WORK TO COMPLETE — Among the entries below, count the lines where the string "styles" occurs, and give only the number.

───

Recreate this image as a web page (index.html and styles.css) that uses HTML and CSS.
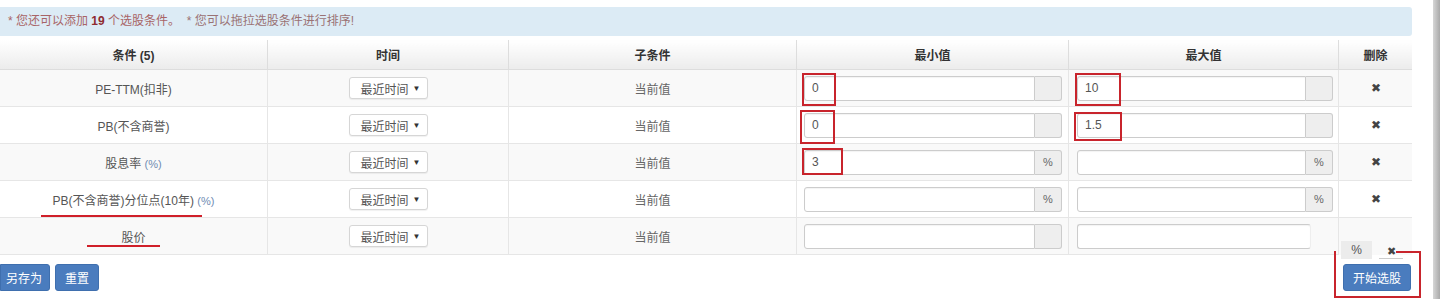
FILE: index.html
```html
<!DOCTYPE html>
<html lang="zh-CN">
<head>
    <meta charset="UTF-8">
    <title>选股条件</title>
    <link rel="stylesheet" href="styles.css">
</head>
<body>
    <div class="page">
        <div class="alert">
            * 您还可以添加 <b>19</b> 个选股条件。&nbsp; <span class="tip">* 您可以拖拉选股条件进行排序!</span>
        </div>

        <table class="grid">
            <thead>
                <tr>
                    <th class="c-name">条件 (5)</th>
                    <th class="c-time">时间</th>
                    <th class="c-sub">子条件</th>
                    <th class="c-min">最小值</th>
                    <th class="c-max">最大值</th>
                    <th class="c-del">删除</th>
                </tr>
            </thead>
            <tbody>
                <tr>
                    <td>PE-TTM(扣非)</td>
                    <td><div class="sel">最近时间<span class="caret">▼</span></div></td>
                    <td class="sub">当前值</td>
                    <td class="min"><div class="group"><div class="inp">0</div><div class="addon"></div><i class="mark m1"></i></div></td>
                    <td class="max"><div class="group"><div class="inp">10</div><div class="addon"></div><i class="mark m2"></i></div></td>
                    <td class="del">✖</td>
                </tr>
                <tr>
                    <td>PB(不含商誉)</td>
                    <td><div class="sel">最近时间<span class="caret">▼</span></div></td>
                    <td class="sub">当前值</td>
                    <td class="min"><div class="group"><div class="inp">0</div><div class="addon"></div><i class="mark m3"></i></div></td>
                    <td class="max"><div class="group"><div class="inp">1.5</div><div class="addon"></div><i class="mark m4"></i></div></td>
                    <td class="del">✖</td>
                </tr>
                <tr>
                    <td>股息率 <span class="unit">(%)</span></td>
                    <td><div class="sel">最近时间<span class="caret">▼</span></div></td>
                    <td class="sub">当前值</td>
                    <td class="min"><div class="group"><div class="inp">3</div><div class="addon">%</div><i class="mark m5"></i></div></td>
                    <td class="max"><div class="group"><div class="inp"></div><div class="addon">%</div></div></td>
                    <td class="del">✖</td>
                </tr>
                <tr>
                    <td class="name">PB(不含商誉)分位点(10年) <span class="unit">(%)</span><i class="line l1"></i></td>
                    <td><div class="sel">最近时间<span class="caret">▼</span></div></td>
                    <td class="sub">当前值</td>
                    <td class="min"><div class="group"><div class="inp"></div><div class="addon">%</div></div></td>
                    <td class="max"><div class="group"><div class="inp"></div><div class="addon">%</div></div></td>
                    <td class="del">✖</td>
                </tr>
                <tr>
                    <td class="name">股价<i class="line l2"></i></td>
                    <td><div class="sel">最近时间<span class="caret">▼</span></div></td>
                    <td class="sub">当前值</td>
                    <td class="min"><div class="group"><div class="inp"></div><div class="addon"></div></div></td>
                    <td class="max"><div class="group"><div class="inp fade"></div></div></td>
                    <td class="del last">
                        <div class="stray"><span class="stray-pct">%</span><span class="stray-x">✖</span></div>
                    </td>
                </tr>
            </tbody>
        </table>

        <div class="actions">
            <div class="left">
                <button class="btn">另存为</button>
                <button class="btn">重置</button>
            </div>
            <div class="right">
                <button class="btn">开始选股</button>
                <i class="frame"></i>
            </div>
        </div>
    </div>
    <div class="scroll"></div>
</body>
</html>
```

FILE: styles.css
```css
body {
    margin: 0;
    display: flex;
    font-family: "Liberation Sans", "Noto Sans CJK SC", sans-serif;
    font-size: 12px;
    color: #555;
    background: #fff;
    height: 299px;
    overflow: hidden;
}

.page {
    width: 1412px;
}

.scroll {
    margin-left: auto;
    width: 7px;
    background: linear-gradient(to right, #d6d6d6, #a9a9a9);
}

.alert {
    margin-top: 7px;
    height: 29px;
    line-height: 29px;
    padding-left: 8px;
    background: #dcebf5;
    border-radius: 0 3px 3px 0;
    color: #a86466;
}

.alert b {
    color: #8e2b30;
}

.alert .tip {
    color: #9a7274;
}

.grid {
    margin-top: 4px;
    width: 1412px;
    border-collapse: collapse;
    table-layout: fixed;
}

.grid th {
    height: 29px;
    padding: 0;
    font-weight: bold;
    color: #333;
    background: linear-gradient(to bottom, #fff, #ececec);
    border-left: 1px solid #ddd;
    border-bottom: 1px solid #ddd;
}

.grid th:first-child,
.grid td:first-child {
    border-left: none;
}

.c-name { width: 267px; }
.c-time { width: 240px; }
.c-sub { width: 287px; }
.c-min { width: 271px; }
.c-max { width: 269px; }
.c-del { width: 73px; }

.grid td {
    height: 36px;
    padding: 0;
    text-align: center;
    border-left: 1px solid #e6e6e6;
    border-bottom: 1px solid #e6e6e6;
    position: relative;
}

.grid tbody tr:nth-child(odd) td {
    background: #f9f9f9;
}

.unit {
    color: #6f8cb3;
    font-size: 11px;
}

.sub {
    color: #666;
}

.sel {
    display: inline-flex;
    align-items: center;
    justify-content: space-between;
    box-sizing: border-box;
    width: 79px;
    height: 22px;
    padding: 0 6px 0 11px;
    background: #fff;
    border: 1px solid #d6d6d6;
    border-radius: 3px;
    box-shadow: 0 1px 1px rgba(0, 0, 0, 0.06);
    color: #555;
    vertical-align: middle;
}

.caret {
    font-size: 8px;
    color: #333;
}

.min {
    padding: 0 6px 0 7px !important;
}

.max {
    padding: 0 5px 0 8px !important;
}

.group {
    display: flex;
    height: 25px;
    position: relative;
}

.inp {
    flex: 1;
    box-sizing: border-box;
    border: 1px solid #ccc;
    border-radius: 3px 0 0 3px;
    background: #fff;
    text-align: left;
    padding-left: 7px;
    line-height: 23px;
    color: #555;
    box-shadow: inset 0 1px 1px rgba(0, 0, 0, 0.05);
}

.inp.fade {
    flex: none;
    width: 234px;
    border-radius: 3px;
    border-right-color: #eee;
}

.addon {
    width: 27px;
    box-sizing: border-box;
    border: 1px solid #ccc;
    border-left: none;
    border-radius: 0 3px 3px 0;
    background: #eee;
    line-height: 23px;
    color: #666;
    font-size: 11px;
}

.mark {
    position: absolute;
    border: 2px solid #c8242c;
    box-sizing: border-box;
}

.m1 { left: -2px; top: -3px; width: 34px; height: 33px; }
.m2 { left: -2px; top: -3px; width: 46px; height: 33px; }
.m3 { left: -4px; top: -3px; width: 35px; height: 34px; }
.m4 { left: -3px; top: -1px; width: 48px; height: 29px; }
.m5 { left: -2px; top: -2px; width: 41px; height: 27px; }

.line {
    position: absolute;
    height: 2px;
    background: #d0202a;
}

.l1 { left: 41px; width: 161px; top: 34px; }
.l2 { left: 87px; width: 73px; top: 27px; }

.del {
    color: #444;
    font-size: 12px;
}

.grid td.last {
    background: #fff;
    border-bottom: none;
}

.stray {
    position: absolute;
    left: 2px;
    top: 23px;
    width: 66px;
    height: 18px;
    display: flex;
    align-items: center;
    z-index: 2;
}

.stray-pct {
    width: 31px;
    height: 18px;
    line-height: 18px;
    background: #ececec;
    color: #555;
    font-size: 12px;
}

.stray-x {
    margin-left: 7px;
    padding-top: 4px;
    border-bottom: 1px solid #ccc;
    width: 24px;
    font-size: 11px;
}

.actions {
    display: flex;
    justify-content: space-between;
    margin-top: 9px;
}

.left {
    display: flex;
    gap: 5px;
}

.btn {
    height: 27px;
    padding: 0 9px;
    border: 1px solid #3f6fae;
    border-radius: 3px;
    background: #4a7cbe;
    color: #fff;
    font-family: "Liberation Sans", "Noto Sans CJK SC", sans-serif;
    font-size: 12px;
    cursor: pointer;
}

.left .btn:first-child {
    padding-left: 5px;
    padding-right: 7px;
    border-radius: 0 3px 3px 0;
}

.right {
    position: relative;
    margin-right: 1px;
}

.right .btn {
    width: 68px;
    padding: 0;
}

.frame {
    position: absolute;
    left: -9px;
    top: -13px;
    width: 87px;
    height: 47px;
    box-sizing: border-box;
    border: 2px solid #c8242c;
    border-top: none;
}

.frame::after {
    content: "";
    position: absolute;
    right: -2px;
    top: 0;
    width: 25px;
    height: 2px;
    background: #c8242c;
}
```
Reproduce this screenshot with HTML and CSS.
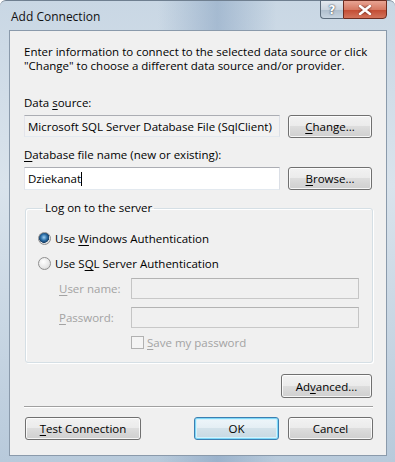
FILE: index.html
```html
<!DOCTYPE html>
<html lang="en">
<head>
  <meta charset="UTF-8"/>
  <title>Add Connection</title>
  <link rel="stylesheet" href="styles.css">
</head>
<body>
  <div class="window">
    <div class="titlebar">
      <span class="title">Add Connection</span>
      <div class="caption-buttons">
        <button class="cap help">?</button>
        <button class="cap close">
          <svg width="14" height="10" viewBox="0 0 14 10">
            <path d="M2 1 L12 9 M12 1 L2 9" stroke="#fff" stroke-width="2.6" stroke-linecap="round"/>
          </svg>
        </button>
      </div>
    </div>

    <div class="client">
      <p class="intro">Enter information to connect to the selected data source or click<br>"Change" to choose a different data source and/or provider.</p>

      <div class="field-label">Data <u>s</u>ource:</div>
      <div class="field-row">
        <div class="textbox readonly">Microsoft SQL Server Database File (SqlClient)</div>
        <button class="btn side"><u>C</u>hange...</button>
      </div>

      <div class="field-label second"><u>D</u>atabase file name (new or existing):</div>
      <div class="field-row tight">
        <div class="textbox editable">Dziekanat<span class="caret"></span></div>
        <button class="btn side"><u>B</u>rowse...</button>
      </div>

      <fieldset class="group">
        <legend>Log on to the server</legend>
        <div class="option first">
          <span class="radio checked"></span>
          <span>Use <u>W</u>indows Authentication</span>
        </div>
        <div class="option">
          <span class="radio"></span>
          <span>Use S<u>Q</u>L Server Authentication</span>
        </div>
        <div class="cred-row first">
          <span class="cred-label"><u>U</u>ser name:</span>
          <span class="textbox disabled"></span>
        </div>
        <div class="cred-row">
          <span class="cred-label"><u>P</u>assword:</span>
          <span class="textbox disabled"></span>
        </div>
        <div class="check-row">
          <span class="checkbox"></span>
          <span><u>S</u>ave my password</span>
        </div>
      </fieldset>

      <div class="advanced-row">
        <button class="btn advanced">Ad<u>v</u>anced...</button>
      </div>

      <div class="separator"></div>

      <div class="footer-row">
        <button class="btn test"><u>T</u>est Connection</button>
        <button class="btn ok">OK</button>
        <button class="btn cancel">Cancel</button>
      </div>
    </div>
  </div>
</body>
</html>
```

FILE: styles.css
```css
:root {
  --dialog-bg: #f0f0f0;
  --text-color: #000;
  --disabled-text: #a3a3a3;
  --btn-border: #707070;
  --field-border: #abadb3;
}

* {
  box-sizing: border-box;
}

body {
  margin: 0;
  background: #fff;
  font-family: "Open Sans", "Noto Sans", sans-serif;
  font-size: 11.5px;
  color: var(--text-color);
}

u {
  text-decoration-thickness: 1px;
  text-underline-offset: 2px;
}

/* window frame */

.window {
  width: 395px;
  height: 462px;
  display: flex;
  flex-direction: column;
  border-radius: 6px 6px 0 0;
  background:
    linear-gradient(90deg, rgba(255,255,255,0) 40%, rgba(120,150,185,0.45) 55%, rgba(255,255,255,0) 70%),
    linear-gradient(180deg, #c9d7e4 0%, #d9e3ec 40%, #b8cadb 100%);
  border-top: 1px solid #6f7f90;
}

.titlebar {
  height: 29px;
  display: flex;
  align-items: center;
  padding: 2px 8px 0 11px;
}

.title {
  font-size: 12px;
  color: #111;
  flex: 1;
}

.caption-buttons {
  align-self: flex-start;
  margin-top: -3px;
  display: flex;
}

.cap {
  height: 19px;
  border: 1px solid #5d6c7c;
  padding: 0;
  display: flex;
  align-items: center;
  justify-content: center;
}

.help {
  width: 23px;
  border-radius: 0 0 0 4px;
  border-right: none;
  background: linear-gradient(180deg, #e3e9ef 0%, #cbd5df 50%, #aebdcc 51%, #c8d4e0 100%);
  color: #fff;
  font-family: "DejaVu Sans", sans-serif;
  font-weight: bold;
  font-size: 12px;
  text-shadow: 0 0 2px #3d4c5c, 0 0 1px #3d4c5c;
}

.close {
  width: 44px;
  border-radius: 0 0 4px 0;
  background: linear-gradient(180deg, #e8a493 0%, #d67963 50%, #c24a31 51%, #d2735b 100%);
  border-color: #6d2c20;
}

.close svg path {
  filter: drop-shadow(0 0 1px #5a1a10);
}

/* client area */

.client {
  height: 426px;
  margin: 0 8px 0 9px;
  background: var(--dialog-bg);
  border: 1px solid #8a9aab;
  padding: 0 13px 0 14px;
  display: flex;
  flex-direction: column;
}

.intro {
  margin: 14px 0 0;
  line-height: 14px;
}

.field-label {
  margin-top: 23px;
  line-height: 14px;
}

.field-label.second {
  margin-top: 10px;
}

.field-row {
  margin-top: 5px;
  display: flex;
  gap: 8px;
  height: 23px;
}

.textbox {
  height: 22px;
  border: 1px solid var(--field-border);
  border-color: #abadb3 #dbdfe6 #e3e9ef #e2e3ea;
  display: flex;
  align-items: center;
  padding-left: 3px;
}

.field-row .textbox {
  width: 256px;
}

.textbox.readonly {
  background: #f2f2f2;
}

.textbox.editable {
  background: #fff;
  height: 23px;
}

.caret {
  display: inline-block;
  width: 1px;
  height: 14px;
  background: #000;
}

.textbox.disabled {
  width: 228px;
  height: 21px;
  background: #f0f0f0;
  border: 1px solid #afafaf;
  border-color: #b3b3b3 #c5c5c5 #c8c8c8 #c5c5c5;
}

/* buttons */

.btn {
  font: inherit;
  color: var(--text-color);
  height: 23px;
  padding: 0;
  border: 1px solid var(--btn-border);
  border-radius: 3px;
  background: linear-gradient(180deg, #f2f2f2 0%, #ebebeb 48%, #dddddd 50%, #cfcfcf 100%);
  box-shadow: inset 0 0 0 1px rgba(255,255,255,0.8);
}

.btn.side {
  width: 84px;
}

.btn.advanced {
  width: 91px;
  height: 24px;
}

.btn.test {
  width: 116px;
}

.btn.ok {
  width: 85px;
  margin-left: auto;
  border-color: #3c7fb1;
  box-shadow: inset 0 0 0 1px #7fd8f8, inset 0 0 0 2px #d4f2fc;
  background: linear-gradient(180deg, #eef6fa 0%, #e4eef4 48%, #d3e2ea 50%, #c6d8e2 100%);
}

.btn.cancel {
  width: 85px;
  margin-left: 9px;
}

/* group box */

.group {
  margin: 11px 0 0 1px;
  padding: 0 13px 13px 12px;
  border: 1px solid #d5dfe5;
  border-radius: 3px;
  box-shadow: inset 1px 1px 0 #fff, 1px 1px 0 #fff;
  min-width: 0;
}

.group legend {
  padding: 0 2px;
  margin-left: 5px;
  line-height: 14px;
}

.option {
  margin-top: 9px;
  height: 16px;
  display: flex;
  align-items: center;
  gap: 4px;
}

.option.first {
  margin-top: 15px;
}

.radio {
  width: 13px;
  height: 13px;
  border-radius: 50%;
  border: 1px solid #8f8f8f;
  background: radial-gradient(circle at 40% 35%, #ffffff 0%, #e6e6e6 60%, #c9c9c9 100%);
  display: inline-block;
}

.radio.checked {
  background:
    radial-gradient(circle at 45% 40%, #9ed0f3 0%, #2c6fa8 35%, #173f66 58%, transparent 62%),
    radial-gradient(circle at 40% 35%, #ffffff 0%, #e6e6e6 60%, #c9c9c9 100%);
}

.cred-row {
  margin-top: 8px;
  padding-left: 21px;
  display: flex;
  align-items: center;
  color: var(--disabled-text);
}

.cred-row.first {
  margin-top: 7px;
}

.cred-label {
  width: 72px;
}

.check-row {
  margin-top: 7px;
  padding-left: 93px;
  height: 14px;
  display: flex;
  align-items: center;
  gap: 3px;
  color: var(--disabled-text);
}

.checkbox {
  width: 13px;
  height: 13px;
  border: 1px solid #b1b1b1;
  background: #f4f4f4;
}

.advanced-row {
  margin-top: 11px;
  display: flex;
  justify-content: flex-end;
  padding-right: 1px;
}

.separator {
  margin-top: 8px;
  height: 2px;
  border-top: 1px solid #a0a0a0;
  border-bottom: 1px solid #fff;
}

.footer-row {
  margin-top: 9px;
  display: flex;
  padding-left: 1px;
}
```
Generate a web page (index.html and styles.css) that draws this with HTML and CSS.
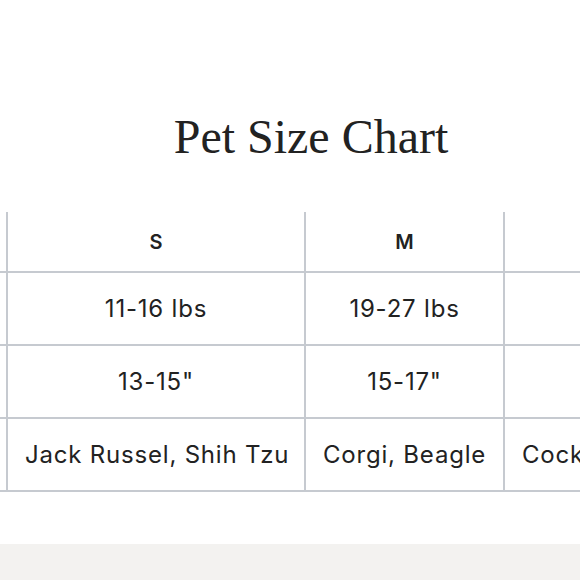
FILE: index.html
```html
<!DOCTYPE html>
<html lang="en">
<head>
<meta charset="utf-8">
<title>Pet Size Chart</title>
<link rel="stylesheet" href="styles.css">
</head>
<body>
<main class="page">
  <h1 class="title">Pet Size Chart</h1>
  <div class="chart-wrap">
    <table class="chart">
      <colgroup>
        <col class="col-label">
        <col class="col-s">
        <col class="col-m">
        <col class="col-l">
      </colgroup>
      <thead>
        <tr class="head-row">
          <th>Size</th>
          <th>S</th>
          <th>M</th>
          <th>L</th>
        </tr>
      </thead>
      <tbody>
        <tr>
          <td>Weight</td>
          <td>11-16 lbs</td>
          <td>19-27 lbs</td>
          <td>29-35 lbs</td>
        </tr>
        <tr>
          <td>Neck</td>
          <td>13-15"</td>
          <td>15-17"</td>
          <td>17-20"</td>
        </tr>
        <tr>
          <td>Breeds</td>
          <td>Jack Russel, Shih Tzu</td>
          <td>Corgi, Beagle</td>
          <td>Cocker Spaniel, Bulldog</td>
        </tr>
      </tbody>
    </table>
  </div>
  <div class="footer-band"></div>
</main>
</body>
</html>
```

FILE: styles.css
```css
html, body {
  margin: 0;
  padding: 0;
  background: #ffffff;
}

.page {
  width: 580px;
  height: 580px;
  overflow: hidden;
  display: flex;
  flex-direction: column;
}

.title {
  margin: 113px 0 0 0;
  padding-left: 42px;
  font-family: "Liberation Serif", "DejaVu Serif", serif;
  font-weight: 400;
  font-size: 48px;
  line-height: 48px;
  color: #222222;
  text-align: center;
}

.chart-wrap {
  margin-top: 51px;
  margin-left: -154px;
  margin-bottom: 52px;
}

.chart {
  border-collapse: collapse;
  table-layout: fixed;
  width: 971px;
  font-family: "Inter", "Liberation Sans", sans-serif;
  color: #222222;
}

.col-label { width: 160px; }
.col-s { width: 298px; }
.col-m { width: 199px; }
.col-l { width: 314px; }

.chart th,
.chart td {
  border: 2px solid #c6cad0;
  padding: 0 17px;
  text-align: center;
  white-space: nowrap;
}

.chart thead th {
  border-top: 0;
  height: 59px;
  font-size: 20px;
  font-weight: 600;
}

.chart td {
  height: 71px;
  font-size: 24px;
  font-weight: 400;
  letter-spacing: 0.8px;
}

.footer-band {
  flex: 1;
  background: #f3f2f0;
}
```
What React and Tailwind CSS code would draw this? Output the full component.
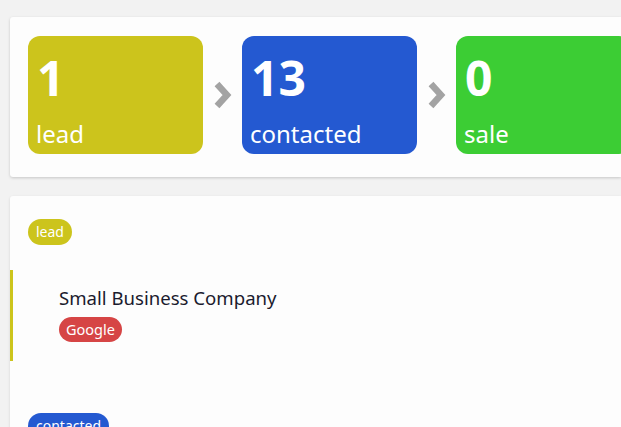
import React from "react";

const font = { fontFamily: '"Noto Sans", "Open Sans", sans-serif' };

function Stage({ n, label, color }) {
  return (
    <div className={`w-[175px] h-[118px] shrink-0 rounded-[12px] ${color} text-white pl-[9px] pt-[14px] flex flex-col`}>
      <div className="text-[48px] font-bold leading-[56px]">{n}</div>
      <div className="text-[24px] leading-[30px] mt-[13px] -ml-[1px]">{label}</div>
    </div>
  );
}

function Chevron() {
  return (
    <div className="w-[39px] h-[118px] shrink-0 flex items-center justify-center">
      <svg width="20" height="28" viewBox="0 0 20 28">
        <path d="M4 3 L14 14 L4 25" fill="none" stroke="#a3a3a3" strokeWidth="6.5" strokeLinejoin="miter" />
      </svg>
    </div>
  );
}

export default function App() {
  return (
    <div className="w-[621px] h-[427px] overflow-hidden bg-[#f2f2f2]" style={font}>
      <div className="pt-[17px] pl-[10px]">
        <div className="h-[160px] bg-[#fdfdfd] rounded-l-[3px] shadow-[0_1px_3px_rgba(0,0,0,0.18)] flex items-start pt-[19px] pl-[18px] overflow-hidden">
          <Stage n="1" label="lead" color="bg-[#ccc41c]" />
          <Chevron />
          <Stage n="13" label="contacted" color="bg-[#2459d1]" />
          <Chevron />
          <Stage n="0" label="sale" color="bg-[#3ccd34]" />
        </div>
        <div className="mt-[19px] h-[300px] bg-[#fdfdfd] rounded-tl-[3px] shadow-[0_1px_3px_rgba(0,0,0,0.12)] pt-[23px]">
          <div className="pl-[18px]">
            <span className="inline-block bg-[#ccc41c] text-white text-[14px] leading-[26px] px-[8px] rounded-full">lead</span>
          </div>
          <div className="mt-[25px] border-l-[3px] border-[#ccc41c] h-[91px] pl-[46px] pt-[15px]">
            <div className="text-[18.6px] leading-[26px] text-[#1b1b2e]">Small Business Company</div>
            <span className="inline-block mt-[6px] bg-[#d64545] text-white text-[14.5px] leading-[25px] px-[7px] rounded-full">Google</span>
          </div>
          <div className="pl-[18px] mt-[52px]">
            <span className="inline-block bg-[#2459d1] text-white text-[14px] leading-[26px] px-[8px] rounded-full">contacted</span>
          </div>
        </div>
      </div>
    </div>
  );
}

───

RESPONSE — 8